There will be rainbows, true.  Lots of rainbows.

But not without storms.

(That’s how rainbows work, see?)

I mean, when my husband proposed, I had a pretty good idea that married life was gonna be great.  (And it totally has—he’s amazing.)  But on that day nearly nine years ago when we made those vows, I pictured the rainbows.  I could not fathom the storms.

In sickness and in health.

Those words are pretty easy to say when you’re both healthy.

My “sickness” has proven to be one of those storms.  I hate being “in sickness,” especially when I feel like I’m “in health” 93% of the time.  I hate it, hate it, hate it.  I hate the “worse” parts of this whole epilepsy mess.  It has been stressful and scary and uncertain and awful in so, so many ways.  But it has done more to prove the strength of our vows than any rainbow ever could.

I’ve always said that I’m married to the nicest man in America.  My husband has always been a caretaker: he helps little old ladies with their luggage at the airport.  (I am not even making this up.)  He blows out my grandma’s driveway when it snows.  He recycles.  He holds doors for people.   He volunteers.  It was his idea for us to get licensed as foster parents.  He’s always been good to others.  He always cares for those in need.  It’s one of the things I most love about him.
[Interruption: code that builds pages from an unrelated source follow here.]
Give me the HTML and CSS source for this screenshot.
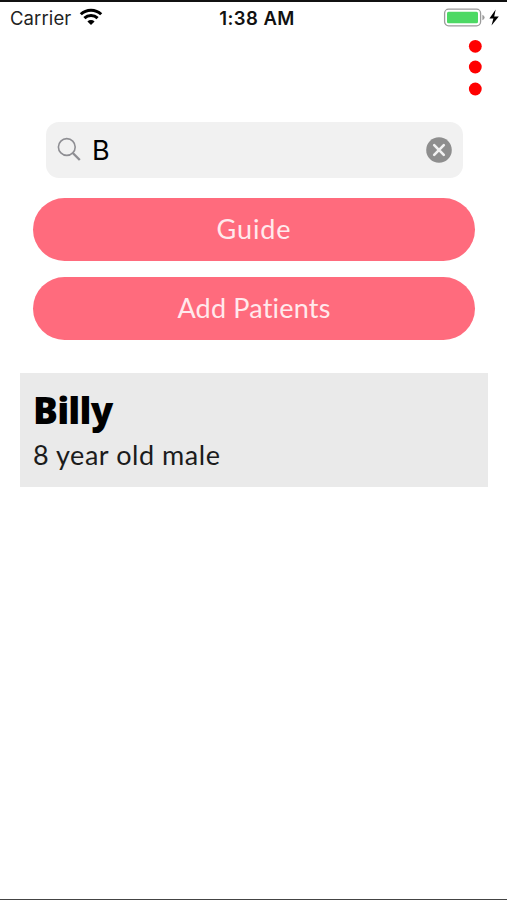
FILE: index.html
```
<!DOCTYPE html>
<html lang="en">
<head>
    <meta charset="UTF-8">
    <meta name="viewport" content="width=device-width, initial-scale=1.0">
    <title>Patients</title>
    <link rel="stylesheet" href="styles.css">
</head>
<body>
    <div class="screen">
        <div class="status-bar">
            <div class="carrier">
                <span class="carrier-name">Carrier</span>
                <svg class="wifi" width="24" height="18" viewBox="0 0 24 18">
                    <path d="M1.8 6.3a14.6 14.6 0 0 1 20.4 0M5.4 10.1a9.5 9.5 0 0 1 13.2 0" fill="none" stroke="#000" stroke-width="3"/>
                    <path d="M12 17L8.4 13.4a5.2 5.2 0 0 1 7.2 0z" fill="#000"/>
                </svg>
            </div>
            <span class="time">1:38 AM</span>
            <div class="power">
                <svg width="56" height="20" viewBox="0 0 56 20">
                    <rect x="1.6" y="1.2" width="36" height="16.6" rx="4" fill="#fff" stroke="#9b9b9b" stroke-width="1.3"/>
                    <rect x="4" y="3.8" width="31" height="11.4" rx="1.5" fill="#4cd964"/>
                    <path d="M39.4 6.8q2.2 1 2.2 2.7t-2.2 2.7z" fill="#9b9b9b"/>
                    <path d="M52.7 1.6L46.4 10.5h4L48.5 17.6 55.8 8.5h-4.6z" fill="#000"/>
                </svg>
            </div>
        </div>

        <div class="menu">
            <svg width="14" height="58" viewBox="0 0 14 58" fill="#ff0000">
                <circle cx="7.3" cy="7.3" r="6.4"/>
                <circle cx="7.3" cy="28" r="6.4"/>
                <circle cx="7.3" cy="50" r="6.4"/>
            </svg>
        </div>

        <div class="search">
            <svg width="26" height="26" viewBox="0 0 26 26" fill="none" stroke="#8e8e93">
                <circle cx="9.8" cy="10" r="8.4" stroke-width="1.6"/>
                <path d="M15.8 16L22.8 23" stroke-width="2.4"/>
            </svg>
            <span class="search-text">B</span>
            <svg class="clear" width="26" height="26" viewBox="0 0 26 26">
                <circle cx="13" cy="13" r="12.8" fill="#8e8e8e"/>
                <path d="M8.2 8.2l9.6 9.6M17.8 8.2l-9.6 9.6" stroke="#f1f1f1" stroke-width="2.6" stroke-linecap="round"/>
            </svg>
        </div>

        <div class="buttons">
            <div class="button guide">Guide</div>
            <div class="button add">Add Patients</div>
        </div>

        <div class="patient">
            <div class="patient-name">Billy</div>
            <div class="patient-info">8 year old male</div>
        </div>
    </div>
</body>
</html>
```
FILE: styles.css
```
body {
    margin: 0;
    background-color: #fff;
    font-family: Lato, sans-serif;
    color: #000;
}

.screen {
    box-sizing: border-box;
    height: 900px;
    overflow: hidden;
    border-top: 2px solid #111;
    border-bottom: 1px solid #444;
}

.status-bar {
    display: grid;
    grid-template-columns: 1fr auto 1fr;
    align-items: center;
    height: 32px;
    padding: 0 8px 0 10px;
    font-family: Inter, sans-serif;
    font-size: 18.5px;
}

.carrier {
    display: flex;
    align-items: center;
    gap: 8px;
}

.carrier-name {
    letter-spacing: 0.1px;
    color: #222;
}

.wifi {
    margin-top: -2px;
}

.time {
    margin-left: 5px;
    font-weight: 600;
    letter-spacing: 0.45px;
    color: #111;
}

.power {
    display: flex;
    justify-content: flex-end;
}

.menu {
    display: flex;
    justify-content: flex-end;
    height: 58px;
    padding: 5px 25px 0 0;
}

.search {
    display: flex;
    align-items: center;
    box-sizing: border-box;
    height: 56px;
    margin: 25px 44px 0 46px;
    padding: 0 11px;
    border-radius: 13px;
    background-color: #f1f1f1;
}

.search-text {
    margin-left: 9px;
    font-family: Inter, sans-serif;
    font-size: 27px;
}

.clear {
    margin-left: auto;
}

.buttons {
    display: flex;
    flex-direction: column;
    gap: 16px;
    margin: 20px 32px 0 33px;
}

.button {
    height: 63px;
    border-radius: 32px;
    background-color: #ff6b7d;
    color: #ffe9ec;
    font-size: 27px;
    line-height: 62px;
    text-align: center;
}

.guide {
    letter-spacing: 0.9px;
}

.add {
    letter-spacing: 0.2px;
}

.patient {
    box-sizing: border-box;
    height: 114px;
    margin: 33px 19px 0 20px;
    padding: 15px 13px 0;
    background-color: #eaeaea;
}

.patient-name {
    font-family: "Open Sans", sans-serif;
    font-size: 37px;
    font-weight: 800;
    line-height: 44px;
    letter-spacing: -0.8px;
}

.patient-info {
    margin-top: 6px;
    font-size: 27px;
    line-height: 34px;
    letter-spacing: 0.55px;
    color: #1c1c1c;
}
```
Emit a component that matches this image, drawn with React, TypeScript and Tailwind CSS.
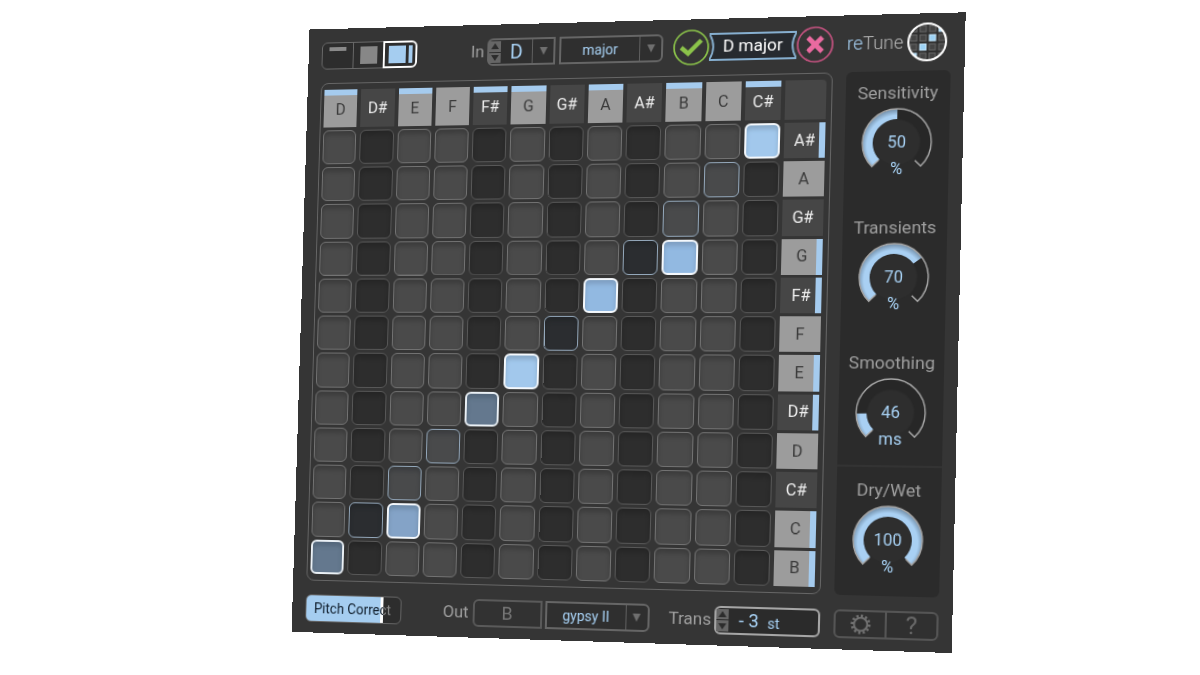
import { useState } from 'react'
import clsx from 'clsx'

type CellState = 'bright' | 'soft' | 'mid' | 'dim' | 'outline'

interface Note {
  name: string
  active: boolean
}

const COLUMNS: Note[] = [
  { name: 'D', active: true },
  { name: 'D#', active: false },
  { name: 'E', active: true },
  { name: 'F', active: false },
  { name: 'F#', active: true },
  { name: 'G', active: true },
  { name: 'G#', active: false },
  { name: 'A', active: true },
  { name: 'A#', active: false },
  { name: 'B', active: true },
  { name: 'C', active: false },
  { name: 'C#', active: true },
]

const ROWS: Note[] = [
  { name: 'A#', active: true },
  { name: 'A', active: false },
  { name: 'G#', active: false },
  { name: 'G', active: true },
  { name: 'F#', active: true },
  { name: 'F', active: false },
  { name: 'E', active: true },
  { name: 'D#', active: true },
  { name: 'D', active: false },
  { name: 'C#', active: false },
  { name: 'C', active: true },
  { name: 'B', active: true },
]

// keyed by "row-column"
const CELLS: Record<string, CellState> = {
  '0-11': 'bright',
  '1-10': 'outline',
  '2-9': 'outline',
  '3-8': 'outline',
  '3-9': 'soft',
  '4-7': 'soft',
  '5-6': 'outline',
  '6-5': 'bright',
  '7-4': 'dim',
  '8-3': 'outline',
  '9-2': 'outline',
  '10-1': 'outline',
  '10-2': 'mid',
  '11-0': 'dim',
}

const isSharp = (name: string) => name.endsWith('#')

function Stepper({ label }: { label: string }) {
  return (
    <span className="flex w-3 shrink-0 flex-col gap-px py-px">
      <button aria-label={`${label} up`} className="flex flex-1 items-center justify-center bg-[#666666]">
        <svg viewBox="0 0 8 6" className="h-1.5 w-2 fill-[#2c2c2c]"><path d="M4 0l4 6H0z" /></svg>
      </button>
      <button aria-label={`${label} down`} className="flex flex-1 items-center justify-center bg-[#666666]">
        <svg viewBox="0 0 8 6" className="h-1.5 w-2 fill-[#2c2c2c]"><path d="M4 6L0 0h8z" /></svg>
      </button>
    </span>
  )
}

function Arrow() {
  return (
    <span className="pointer-events-none absolute inset-y-0 right-0 flex w-[22px] items-center justify-center border-l border-[#606060]">
      <svg viewBox="0 0 8 8" className="size-2 fill-[#6f6f6f]"><path d="M4 8L0 0h8z" /></svg>
    </span>
  )
}

function ScaleSelect({ label, value, options }: { label: string; value: string; options: string[] }) {
  return (
    <span className="relative flex h-7 w-[105px] rounded-r-md border-2 border-[#666666] bg-[#2f2f2f]">
      <select
        aria-label={label}
        defaultValue={value}
        className="w-full appearance-none bg-transparent pr-[22px] text-center text-sm text-[#a8d2f5] outline-none [text-align-last:center]"
      >
        {options.map(o => <option key={o}>{o}</option>)}
      </select>
      <Arrow />
    </span>
  )
}

function point(r: number, deg: number) {
  const a = (deg * Math.PI) / 180
  return `${(r * Math.cos(a)).toFixed(2)} ${(r * Math.sin(a)).toFixed(2)}`
}

// ring segment, starting at the lower left and running clockwise
function band(outer: number, inner: number, fraction: number) {
  const end = 135 + 270 * fraction
  const large = 270 * fraction > 180 ? 1 : 0
  return `M${point(outer, 135)}A${outer} ${outer} 0 ${large} 1 ${point(outer, end)}L${point(inner, end)}A${inner} ${inner} 0 ${large} 0 ${point(inner, 135)}Z`
}

interface KnobProps {
  label: string
  value: number
  unit: string
  fraction: number
}

function Knob({ label, value, unit, fraction }: KnobProps) {
  const id = label.toLowerCase().replace('/', '-')
  return (
    <div className="flex flex-col items-center gap-0.5">
      <label htmlFor={id} className="text-[17px] leading-6 text-[#9f9f9f]">{label}</label>
      <div className="relative size-[70px]">
        <svg viewBox="-35 -35 70 70" className="size-full">
          <defs>
            <radialGradient id={`${id}-fill`} gradientUnits="userSpaceOnUse" cx="0" cy="2" r="34">
              <stop offset="0.84" stopColor="#a9d0f3" />
              <stop offset="1" stopColor="#7896b2" />
            </radialGradient>
          </defs>
          <path d={band(33, 23, 1)} fill="#272727" />
          <circle r="22" fill="#2e2e2e" />
          <path d={band(33, 23, fraction)} fill={`url(#${id}-fill)`} />
          <path
            d={`M${point(24, 135)}L${point(33, 135)}A33 33 0 1 1 ${point(33, 45)}L${point(25, 45)}`}
            fill="none"
            stroke="#a6a6a6"
            strokeWidth="1.4"
          />
        </svg>
        <span className="absolute inset-x-0 top-[25px] text-center text-base leading-5 text-[#a8d2f5]">{value}</span>
        <span className="absolute inset-x-0 top-[51px] text-center text-base leading-5 text-[#a8d2f5]">{unit}</span>
        <input id={id} type="range" min={0} max={100} defaultValue={value} className="absolute inset-0 h-full w-full cursor-pointer opacity-0" />
      </div>
    </div>
  )
}

function NoteLabel({ note, side }: { note: Note; side: 'top' | 'right' }) {
  return (
    <button
      className={clsx(
        'flex items-center justify-center text-base',
        isSharp(note.name) ? 'bg-[#464646] text-[#eeeeee]' : 'bg-[#9c9c9c] text-[#3a3a3a]',
        note.active && side === 'top' && 'border-t-6 border-[#a5cbee] pb-1',
        note.active && side === 'right' && 'border-r-6 border-[#a5cbee] pl-1.5'
      )}
    >
      {note.name}
    </button>
  )
}

function GridCell({ sharp, state, label }: { sharp: boolean; state?: CellState; label: string }) {
  return (
    <button
      aria-label={label}
      className={clsx(
        'rounded-md',
        !state && !sharp && 'border border-[#737373] bg-[#4a4a4a] shadow-[inset_0_4px_4px_#3c3c3c]',
        !state && sharp && 'border border-[#585858] bg-[#2d2d2d] shadow-[inset_0_4px_4px_#262626]',
        state === 'outline' && !sharp && 'border border-[#94a8bb] bg-[#494a4b] shadow-[inset_0_4px_4px_#3b3d3f]',
        state === 'outline' && sharp && 'border border-[#94a8bb] bg-[#2b2d30] shadow-[inset_0_4px_4px_#24272a]',
        state === 'bright' && 'border-2 border-[#f4f8fc] bg-[#a2c8ec] shadow-[inset_0_4px_4px_#8aabca]',
        state === 'soft' && 'border-2 border-[#f4f8fc] bg-[#92b9e1] shadow-[inset_0_4px_4px_#7f9fc2]',
        state === 'mid' && 'border-2 border-[#f4f8fc] bg-[#84a3c7] shadow-[inset_0_4px_4px_#6f8caa]',
        state === 'dim' && 'border-2 border-[#eaf0f5] bg-[#64788e] shadow-[inset_0_4px_4px_#54677b]'
      )}
    />
  )
}

function NoteGrid() {
  return (
    <div className="grid min-w-0 flex-1 grid-cols-[repeat(12,minmax(0,1fr))_40px] grid-rows-[39px_repeat(12,minmax(0,1fr))] gap-x-1 gap-y-[3px] rounded-lg border border-[#666666] pt-1.5 pr-[5px] pb-1.5 pl-[3px]">
      {COLUMNS.map(c => <NoteLabel key={c.name} note={c} side="top" />)}
      <span className="rounded-tr bg-[#464646]" />
      {ROWS.map((row, r) => [
        ...COLUMNS.map((col, c) => (
          <GridCell
            key={`${r}-${c}`}
            sharp={isSharp(col.name)}
            state={CELLS[`${r}-${c}`]}
            label={`${col.name} to ${row.name}`}
          />
        )),
        <NoteLabel key={`label-${r}`} note={row} side="right" />,
      ])}
    </div>
  )
}

function Logo() {
  const steps = [-13, -4, 5, 14]
  return (
    <svg viewBox="-20 -20 40 40" className="size-10 shrink-0">
      <defs>
        <clipPath id="logo-clip"><circle r="18" /></clipPath>
      </defs>
      <circle r="18" fill="#2e2e2e" />
      <g clipPath="url(#logo-clip)">
        {steps.map((y, j) => steps.map((x, i) => {
          const lit = i + j === 3
          return (
            <rect
              key={`${x},${y}`}
              x={x - 3}
              y={y - 3}
              width="6"
              height="6"
              fill={lit ? '#9cd2f5' : '#444444'}
              stroke={lit ? '#c6e6fa' : '#666666'}
            />
          )
        }))}
      </g>
      <circle r="18" fill="none" stroke="#ffffff" strokeWidth="2" />
    </svg>
  )
}

function ViewSwitch() {
  const [view, setView] = useState(2)
  const frame = (i: number) => (view === i ? 'border-2 border-white' : 'border border-[#6a6a6a]')
  return (
    <div className="flex h-7 w-[101px] rounded-md bg-[#2d2d2d]">
      <button aria-label="Compact view" onClick={() => setView(0)} className={clsx('flex flex-1 justify-center rounded-l-md pt-1', frame(0))}>
        <span className="h-1 w-[18px] bg-[#8a8a8a]" />
      </button>
      <button aria-label="Medium view" onClick={() => setView(1)} className={clsx('-ml-px flex flex-1 items-center justify-center', frame(1))}>
        <span className="size-[18px] bg-[#878787]" />
      </button>
      <button aria-label="Full view" onClick={() => setView(2)} className={clsx('-ml-px flex flex-1 items-center justify-center gap-[3px] rounded-r-md', frame(2))}>
        <span className="size-[18px] bg-[#a5cdf0]" />
        <span className="h-[18px] w-1 bg-[#a5cdf0]" />
      </button>
    </div>
  )
}

function ScaleConfirm() {
  return (
    <div className="ml-2.5 flex items-center">
      <button aria-label="Accept" className="size-9">
        <svg viewBox="0 0 36 36" className="size-full" fill="none">
          <circle cx="18" cy="18" r="17" stroke="#8bc34a" strokeWidth="1.7" />
          <path d="M8 18l7 6 13-13" stroke="#8bc34a" strokeWidth="4.4" />
        </svg>
      </button>
      <span className="relative flex h-7 w-[86px] items-center justify-center text-[17px] text-white">
        <svg viewBox="0 0 86 28" preserveAspectRatio="none" className="absolute inset-0 size-full">
          <path d="M0 1H86Q78 14 86 27H0Q8 14 0 1Z" fill="#262a2f" stroke="#86afd0" strokeWidth="1.8" />
        </svg>
        <span className="relative">D major</span>
      </span>
      <button aria-label="Discard" className="size-9">
        <svg viewBox="0 0 36 36" className="size-full" fill="none">
          <circle cx="18" cy="18" r="17" stroke="#c2527f" strokeWidth="1.7" />
          <path d="M11 11l14 14M25 11L11 25" stroke="#ea6aa0" strokeWidth="4.8" />
        </svg>
      </button>
    </div>
  )
}

function TopBar() {
  return (
    <header className="flex h-7 items-center gap-[13px]">
      <div className="flex flex-1 items-center">
        <ViewSwitch />
        <label htmlFor="in-key" className="mr-[3px] ml-auto text-[17px] text-[#9f9f9f]">In</label>
        <span className="relative mr-1 flex h-7 w-[70px] rounded-l-md border-2 border-[#666666] bg-[#2f2f2f]">
          <Stepper label="In key" />
          <select
            id="in-key"
            defaultValue="D"
            className="w-full appearance-none bg-transparent pr-[22px] text-center text-xl leading-6 text-[#a8d2f5] outline-none [text-align-last:center]"
          >
            {COLUMNS.map(c => <option key={c.name}>{c.name}</option>)}
          </select>
          <Arrow />
        </span>
        <ScaleSelect label="In scale" value="major" options={['major', 'minor', 'gypsy II']} />
        <ScaleConfirm />
      </div>
      <div className="flex w-[100px] items-center gap-[3px]">
        <h1 className="text-lg font-light text-[#b5b5b5]"><span className="text-[#a8d2f5]">re</span>Tune</h1>
        <Logo />
      </div>
    </header>
  )
}

function BottomBar() {
  return (
    <footer className="flex h-7 items-center gap-[13px]">
      <div className="flex flex-1 items-center">
        <button className="h-7 w-[101px] rounded-md border border-[#666666] bg-[linear-gradient(to_right,#a5cdf0_79%,#ffffff_79%,#ffffff_82%,#2d2d2d_82%)] text-left">
          <span className="block bg-[linear-gradient(to_right,#0e1c2a_82%,#8a8a8a_82%)] bg-clip-text pl-2 text-sm whitespace-nowrap text-transparent">
            Pitch Correct
          </span>
        </button>
        <label htmlFor="out-key" className="mr-1 ml-auto text-[17px] text-[#9f9f9f]">Out</label>
        <input
          id="out-key"
          readOnly
          defaultValue="B"
          className="mr-[3px] h-7 w-[71px] rounded-l-md border-2 border-[#5a5a5a] bg-[#323232] text-center text-lg text-[#777777] outline-none"
        />
        <ScaleSelect label="Out scale" value="gypsy II" options={['major', 'minor', 'gypsy II']} />
        <label htmlFor="trans" className="mr-[3px] ml-[19px] text-[17px] text-[#9f9f9f]">Trans</label>
        <span className="flex h-7 w-[103px] items-center rounded-md border-2 border-[#a6a6a6] bg-[#2b2b2b]">
          <span className="flex h-full"><Stepper label="Trans" /></span>
          <input id="trans" defaultValue="- 3" className="ml-2.5 w-7 bg-transparent text-lg text-[#a8d2f5] outline-none" />
          <span className="pt-1 text-sm text-[#a8d2f5]">st</span>
        </span>
      </div>
      <div className="flex h-7 w-[100px] rounded-md border-2 border-[#555555] bg-[#303030]">
        <button aria-label="Settings" className="flex flex-1 items-center justify-center border-r-2 border-[#555555]">
          <svg viewBox="0 0 22 22" className="size-5" fill="none" stroke="#727272">
            <circle cx="11" cy="11" r="7" strokeWidth="2" />
            <circle cx="11" cy="11" r="9" strokeWidth="3" pathLength="24" strokeDasharray="1 1" />
          </svg>
        </button>
        <button aria-label="Help" className="flex flex-1 items-center justify-center text-2xl leading-6 text-[#686868]">?</button>
      </div>
    </footer>
  )
}

function Sidebar() {
  return (
    <aside className="flex w-[100px] shrink-0 flex-col rounded-md bg-[#2b2b2b]">
      <div className="flex flex-1 flex-col justify-between border-b-2 border-[#333333] pt-[9px] pb-4">
        <Knob label="Sensitivity" value={50} unit="%" fraction={0.5} />
        <Knob label="Transients" value={70} unit="%" fraction={0.7} />
        <Knob label="Smoothing" value={46} unit="ms" fraction={0.16} />
      </div>
      <div className="pt-2.5 pb-[19px]">
        <Knob label="Dry/Wet" value={100} unit="%" fraction={1} />
      </div>
    </aside>
  )
}

export default function App() {
  return (
    <main className="flex min-h-screen items-center justify-center overflow-hidden bg-white font-['Roboto',sans-serif]">
      {/* plugin window, tilted in space */}
      <section className="flex aspect-[33/31] w-full max-w-[661px] flex-col gap-3.5 bg-[#353535] pt-3.5 pr-[13px] pb-[11px] pl-3.5 [transform:translate(19px,-7px)_perspective(1100px)_rotateY(-5.9deg)_rotateX(0.9deg)_skew(-1.4deg,0.16deg)]">
        <TopBar />
        <div className="flex flex-1 gap-[13px]">
          <NoteGrid />
          <Sidebar />
        </div>
        <BottomBar />
      </section>
    </main>
  )
}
I admire my husband’s caretaker ways, but, ironically enough, I have always idealized the virtue of self-sufficiency in my own life.  I am independent to a fault—always have been—and I hate having to need anyone, even him.  I just want to do everything by myself.  My husband has always respected my independence, and I love him for it.

But I am finding out that maybe my independence wasn’t the virtue I once thought it was.

See, that thing within myself that I had always tried to repress because I found it so repulsive—my fragility, my need—awakened something beautiful within me: fragility and need.

I’m learning to be fragile; I’m learning to need.  I’m learning to let him care for me, and it’s taking my breath away.

In the wake of my sickness, he’s been tender and gentle and attentive and supportive.  He watches over me with the quiet vigilance and loyalty of a German shepherd.  He drives me all over kingdom come without so much as a sigh of annoyance.  He holds me when I’m frustrated and he listens when I rant.  He’s been a perfect gentleman, and a perfect Eagle Scout, too.  True to Boy Scout Law, he is “trustworthy, loyal, helpful, friendly, courteous, kind, obedient, cheerful, thrifty, brave, clean, and reverent.”  (Well, maybe not always all that clean, but he’s a farmer, so I think he gets a free pass on that one.)

But this is what those wedding vows are all about.  This is what it means to take someone for better or worse, in sickness and in health.  It’s what he has done for me: recognizing that fragility and need and meeting it with goodness and care.  And, as I am learning, too, it’s about letting that goodness and care happen.  It’s about receiving it, appreciating it, and returning it.

These storms have given my husband the chance to shelter me, to live out the vows that he made to me, and they have left me in breathless awe of his love for me.  I don’t think I fully appreciated the magnitude of his goodness until he turned its rays on me.

And that’s a pretty darn good rainbow.